4. Faded tour shirts worn like medals

Yes, everyone knows the “rule” about wearing a band’s shirt to their own concert. Skynyrd Nation ignores it completely. Decades-old, sun-bleached tour tees are worn with pride, and the older the shirt, the more respect it earns.
5. Somebody yelling “Free Bird!” way too early

Long before it’s time, someone in the crowd will holler for “Free Bird.” It’s tradition — and fittingly so, since the whole “Free Bird!” shout began with Skynyrd’s own audience back in the 1970s.
6. A sea of lighters (and phones) in the dark

When the slow part of “Free Bird” arrives, up they go. Lighters for the old-schoolers, phone flashlights for everyone else — a glittering field of little lights that’s been a Skynyrd hallmark for decades.
7. The American flag front and center

Skynyrd shows lean hard into patriotic imagery, and a giant American flag backdrop is a staple of the stage. It’s part of the band’s identity and the crowd eats it up.
8. Confederate flag imagery — and the complicated feelings around it

For years, the Confederate flag was part of Skynyrd’s visual identity, waved in crowds and shown on stage. The band was pushed toward it early and has wrestled with it since, as its meaning has rightly been challenged. It’s the most complicated thing you’ll see at a show, and both the band and the Nation have had to reckon with it.
9. Everyone on their feet for “Sweet Home Alabama”

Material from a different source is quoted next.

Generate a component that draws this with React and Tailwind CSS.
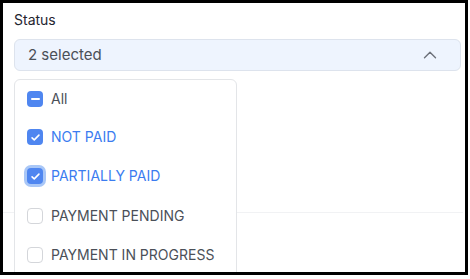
import React from "react";

const Check = () => (
  <svg viewBox="0 0 16 16" className="w-[11px] h-[11px]" fill="none" stroke="white" strokeWidth="2.3" strokeLinecap="round" strokeLinejoin="round">
    <path d="M3 8.5l3.2 3L13 4.5" />
  </svg>
);

function Row({ label, state, focus, h }) {
  const checked = state === "checked";
  const indet = state === "indet";
  const active = checked;
  return (
    <div className={"flex items-center pl-[12px] gap-[8px] " + h}>
      <div
        className={
          "w-[16px] h-[16px] rounded-[4px] flex items-center justify-center shrink-0 " +
          (checked || indet
            ? "bg-[#4f86f0]"
            : "border border-[#d4d6da] bg-white") +
          (focus ? " ring-[3px] ring-[#a9c7f7]" : "")
        }
      >
        {checked && <Check />}
        {indet && <div className="w-[9px] h-[2px] bg-white rounded-[1px]" />}
      </div>
      <span
        className={
          "text-[14px] leading-none " +
          (active ? "text-[#3b7cf0]" : "text-[#4b5058]")
        }
      >
        {label}
      </span>
    </div>
  );
}

export default function App() {
  return (
    <div
      className="w-[468px] h-[275px] border-[3px] border-black bg-white relative overflow-hidden"
      style={{ fontFamily: "Inter, 'Noto Sans', sans-serif" }}
    >
      <div className="pl-[11px] pr-[4px] pt-[7px]">
        <div className="text-[14px] leading-[20px] text-[#1f2530]">Status</div>
        <div className="mt-[9px] h-[32px] w-[447px] rounded-[6px] border border-[#dde3ed] bg-[#eef4fe] flex items-center justify-between pl-[13px] pr-[19px]">
          <span className="text-[15px] text-[#4b5058]">2 selected</span>
          <svg viewBox="0 0 24 24" className="w-[22px] h-[22px]" fill="none" stroke="#6b7079" strokeWidth="1.5" strokeLinecap="round" strokeLinejoin="round">
            <path d="m18 15-6-6-6 6" />
          </svg>
        </div>
      </div>
      <div className="mt-[141px] h-px w-[460px] bg-[#f1f2f4]" />
      <div className="absolute left-[11px] top-[76px] w-[223px] h-[220px] rounded-[6px] border border-[#e3e5e8] bg-white">
        <Row label="All" state="indet" h="h-[38px]" />
        <Row label="NOT PAID" state="checked" h="h-[38px]" />
        <Row label="PARTIALLY PAID" state="checked" focus h="h-[40px]" />
        <Row label="PAYMENT PENDING" state="none" h="h-[39px]" />
        <Row label="PAYMENT IN PROGRESS" state="none" h="h-[40px]" />
      </div>
    </div>
  );
}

The moment those opening notes hit, the entire venue is up. It’s been called the South’s unofficial anthem, and at a Skynyrd show it functions exactly like one — nobody stays seated.
10. People openly weeping during “Simple Man”

“Simple Man” hits somewhere deep. You’ll see grown adults singing through tears, because for a lot of fans this is the song they connect to a parent, a memory, or a person they’ve lost.
11. A tribute to the members who are gone

Skynyrd doesn’t hide from its history. Somewhere in the night there’s a moment honoring Ronnie Van Zant and the others lost — the tragedy is woven into the show, not left offstage.
12. The crowd singing parts the band can’t

There’s a long tradition of the audience carrying certain lines and choruses — a holdover from the years when singing Ronnie’s words was too painful, and the fans stepped in. At a Skynyrd show, the crowd is part of the band.
13. Cowboy hats, camo, and Skynyrd ink everywhere

The dress code is unmistakable. Cowboy hats, camo, worn denim, and no shortage of Skynyrd tattoos — lyrics, album art, the logo — on display all around you.
14. “Gimme Three Steps” turning into a giant singalong

The whole place shouting the story back word for word. It’s one of those songs where you realize everyone around you knows every single line by heart.
15. “Free Bird” as the unquestioned finale

At a Skynyrd show, “Free Bird” always closes it out. It’s the encore, the send-off, the reason you don’t leave early. Everyone knows the night isn’t over until it plays.
16. Nobody checking their watch during the long jam

The extended live “Free Bird” can run well past fourteen minutes of guitar. Instead of drifting toward the exits, the crowd digs in — the long jam is the payoff, not the filler.
17. Spontaneous air guitar during the triple solo

When that final three-guitar assault takes off, arms shoot up all over the arena. It’s involuntary at this point, and you can spot the diehards by how seriously they commit to it.
18. Southern pride worn without irony

Skynyrd shows are a celebration of Southern identity — the music, the imagery, the accents in the crowd. Whatever your background, you’ll feel the region’s pride filling the room.
19. Strangers treating each other like family

Talk to the person next to you and within minutes you’ll be swapping stories about the first time you heard the band. Skynyrd Nation calls itself a nation for a reason — the sense of belonging is real.
20. A whole arena keeping a fifty-year promise

The most striking thing of all: the band that should have ended in 1977 is still up there playing, and a packed house is still singing every word. What you’re really watching is thousands of people refusing to let the music die.
The bottom line: A Skynyrd show isn’t just a concert — it’s a gathering of a community that’s kept the faith through tragedy, decades, and endless farewells. The lighters still go up. Somebody still yells for “Free Bird.” And when those final notes ring out, an entire arena stands together, three generations deep, remembering exactly why they came. You won’t see that anywhere else.